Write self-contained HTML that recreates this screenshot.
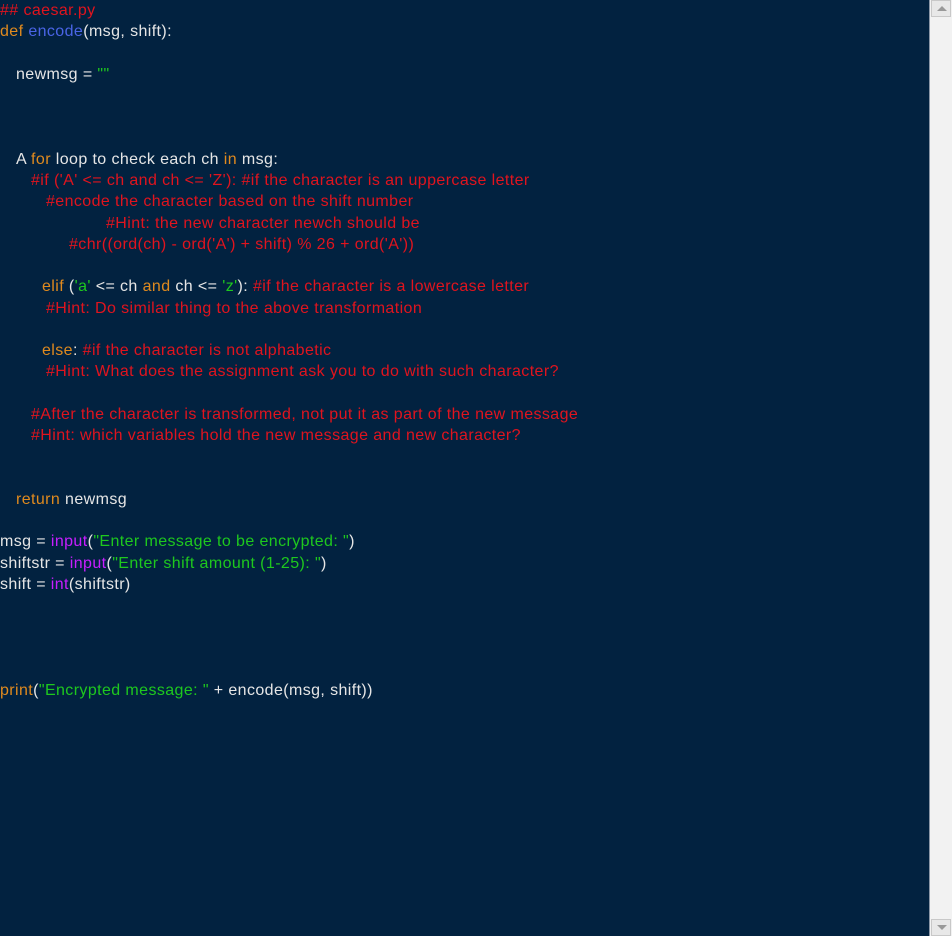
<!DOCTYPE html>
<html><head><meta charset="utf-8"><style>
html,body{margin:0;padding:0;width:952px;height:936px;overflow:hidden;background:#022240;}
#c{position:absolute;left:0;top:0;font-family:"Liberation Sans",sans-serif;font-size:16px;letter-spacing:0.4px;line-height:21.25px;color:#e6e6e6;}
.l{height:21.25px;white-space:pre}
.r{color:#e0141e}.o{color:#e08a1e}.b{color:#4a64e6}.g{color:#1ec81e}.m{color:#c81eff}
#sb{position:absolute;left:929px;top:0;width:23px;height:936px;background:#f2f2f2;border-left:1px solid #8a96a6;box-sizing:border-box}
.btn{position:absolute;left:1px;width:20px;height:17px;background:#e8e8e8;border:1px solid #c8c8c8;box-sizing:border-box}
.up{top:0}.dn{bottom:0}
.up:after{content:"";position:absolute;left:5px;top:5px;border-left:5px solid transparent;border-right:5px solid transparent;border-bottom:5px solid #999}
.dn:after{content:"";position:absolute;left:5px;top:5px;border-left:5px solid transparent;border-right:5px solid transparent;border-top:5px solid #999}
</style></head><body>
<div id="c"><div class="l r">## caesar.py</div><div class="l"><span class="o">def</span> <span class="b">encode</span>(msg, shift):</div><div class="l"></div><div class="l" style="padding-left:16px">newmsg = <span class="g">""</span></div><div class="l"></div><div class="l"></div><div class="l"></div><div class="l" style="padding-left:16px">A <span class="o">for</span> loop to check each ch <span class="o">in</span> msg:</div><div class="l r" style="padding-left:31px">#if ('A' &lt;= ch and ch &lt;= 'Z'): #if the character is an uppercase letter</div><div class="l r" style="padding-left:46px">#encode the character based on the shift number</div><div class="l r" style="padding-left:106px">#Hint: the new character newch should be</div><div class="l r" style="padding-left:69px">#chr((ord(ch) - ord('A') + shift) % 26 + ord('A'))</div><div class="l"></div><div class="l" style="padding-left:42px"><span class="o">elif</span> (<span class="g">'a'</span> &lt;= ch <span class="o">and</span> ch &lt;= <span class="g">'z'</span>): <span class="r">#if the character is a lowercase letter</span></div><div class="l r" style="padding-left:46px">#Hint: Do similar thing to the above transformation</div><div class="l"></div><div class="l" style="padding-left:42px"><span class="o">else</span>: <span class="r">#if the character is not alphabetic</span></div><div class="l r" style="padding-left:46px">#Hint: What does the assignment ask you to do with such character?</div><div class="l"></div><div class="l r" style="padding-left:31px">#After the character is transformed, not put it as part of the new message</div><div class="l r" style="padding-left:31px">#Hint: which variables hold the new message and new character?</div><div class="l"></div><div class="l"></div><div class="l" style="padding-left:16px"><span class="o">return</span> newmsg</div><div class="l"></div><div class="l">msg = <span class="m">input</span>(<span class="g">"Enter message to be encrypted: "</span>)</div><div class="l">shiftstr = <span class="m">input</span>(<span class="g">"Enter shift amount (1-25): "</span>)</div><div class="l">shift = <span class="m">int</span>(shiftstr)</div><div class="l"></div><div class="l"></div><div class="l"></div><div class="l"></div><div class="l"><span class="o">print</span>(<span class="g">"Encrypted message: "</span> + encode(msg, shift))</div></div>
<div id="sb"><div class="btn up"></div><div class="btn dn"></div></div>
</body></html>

Task instructions —
Restate the data above word for word. Do not include the images.

Answer —
Write self-contained HTML that recreates this screenshot.
<!DOCTYPE html>
<html><head><meta charset="utf-8"><style>
html,body{margin:0;padding:0;width:952px;height:936px;overflow:hidden;background:#022240;}
#c{position:absolute;left:0;top:0;font-family:"Liberation Sans",sans-serif;font-size:16px;letter-spacing:0.4px;line-height:21.25px;color:#e6e6e6;}
.l{height:21.25px;white-space:pre}
.r{color:#e0141e}.o{color:#e08a1e}.b{color:#4a64e6}.g{color:#1ec81e}.m{color:#c81eff}
#sb{position:absolute;left:929px;top:0;width:23px;height:936px;background:#f2f2f2;border-left:1px solid #8a96a6;box-sizing:border-box}
.btn{position:absolute;left:1px;width:20px;height:17px;background:#e8e8e8;border:1px solid #c8c8c8;box-sizing:border-box}
.up{top:0}.dn{bottom:0}
.up:after{content:"";position:absolute;left:5px;top:5px;border-left:5px solid transparent;border-right:5px solid transparent;border-bottom:5px solid #999}
.dn:after{content:"";position:absolute;left:5px;top:5px;border-left:5px solid transparent;border-right:5px solid transparent;border-top:5px solid #999}
</style></head><body>
<div id="c"><div class="l r">## caesar.py</div><div class="l"><span class="o">def</span> <span class="b">encode</span>(msg, shift):</div><div class="l"></div><div class="l" style="padding-left:16px">newmsg = <span class="g">""</span></div><div class="l"></div><div class="l"></div><div class="l"></div><div class="l" style="padding-left:16px">A <span class="o">for</span> loop to check each ch <span class="o">in</span> msg:</div><div class="l r" style="padding-left:31px">#if ('A' &lt;= ch and ch &lt;= 'Z'): #if the character is an uppercase letter</div><div class="l r" style="padding-left:46px">#encode the character based on the shift number</div><div class="l r" style="padding-left:106px">#Hint: the new character newch should be</div><div class="l r" style="padding-left:69px">#chr((ord(ch) - ord('A') + shift) % 26 + ord('A'))</div><div class="l"></div><div class="l" style="padding-left:42px"><span class="o">elif</span> (<span class="g">'a'</span> &lt;= ch <span class="o">and</span> ch &lt;= <span class="g">'z'</span>): <span class="r">#if the character is a lowercase letter</span></div><div class="l r" style="padding-left:46px">#Hint: Do similar thing to the above transformation</div><div class="l"></div><div class="l" style="padding-left:42px"><span class="o">else</span>: <span class="r">#if the character is not alphabetic</span></div><div class="l r" style="padding-left:46px">#Hint: What does the assignment ask you to do with such character?</div><div class="l"></div><div class="l r" style="padding-left:31px">#After the character is transformed, not put it as part of the new message</div><div class="l r" style="padding-left:31px">#Hint: which variables hold the new message and new character?</div><div class="l"></div><div class="l"></div><div class="l" style="padding-left:16px"><span class="o">return</span> newmsg</div><div class="l"></div><div class="l">msg = <span class="m">input</span>(<span class="g">"Enter message to be encrypted: "</span>)</div><div class="l">shiftstr = <span class="m">input</span>(<span class="g">"Enter shift amount (1-25): "</span>)</div><div class="l">shift = <span class="m">int</span>(shiftstr)</div><div class="l"></div><div class="l"></div><div class="l"></div><div class="l"></div><div class="l"><span class="o">print</span>(<span class="g">"Encrypted message: "</span> + encode(msg, shift))</div></div>
<div id="sb"><div class="btn up"></div><div class="btn dn"></div></div>
</body></html>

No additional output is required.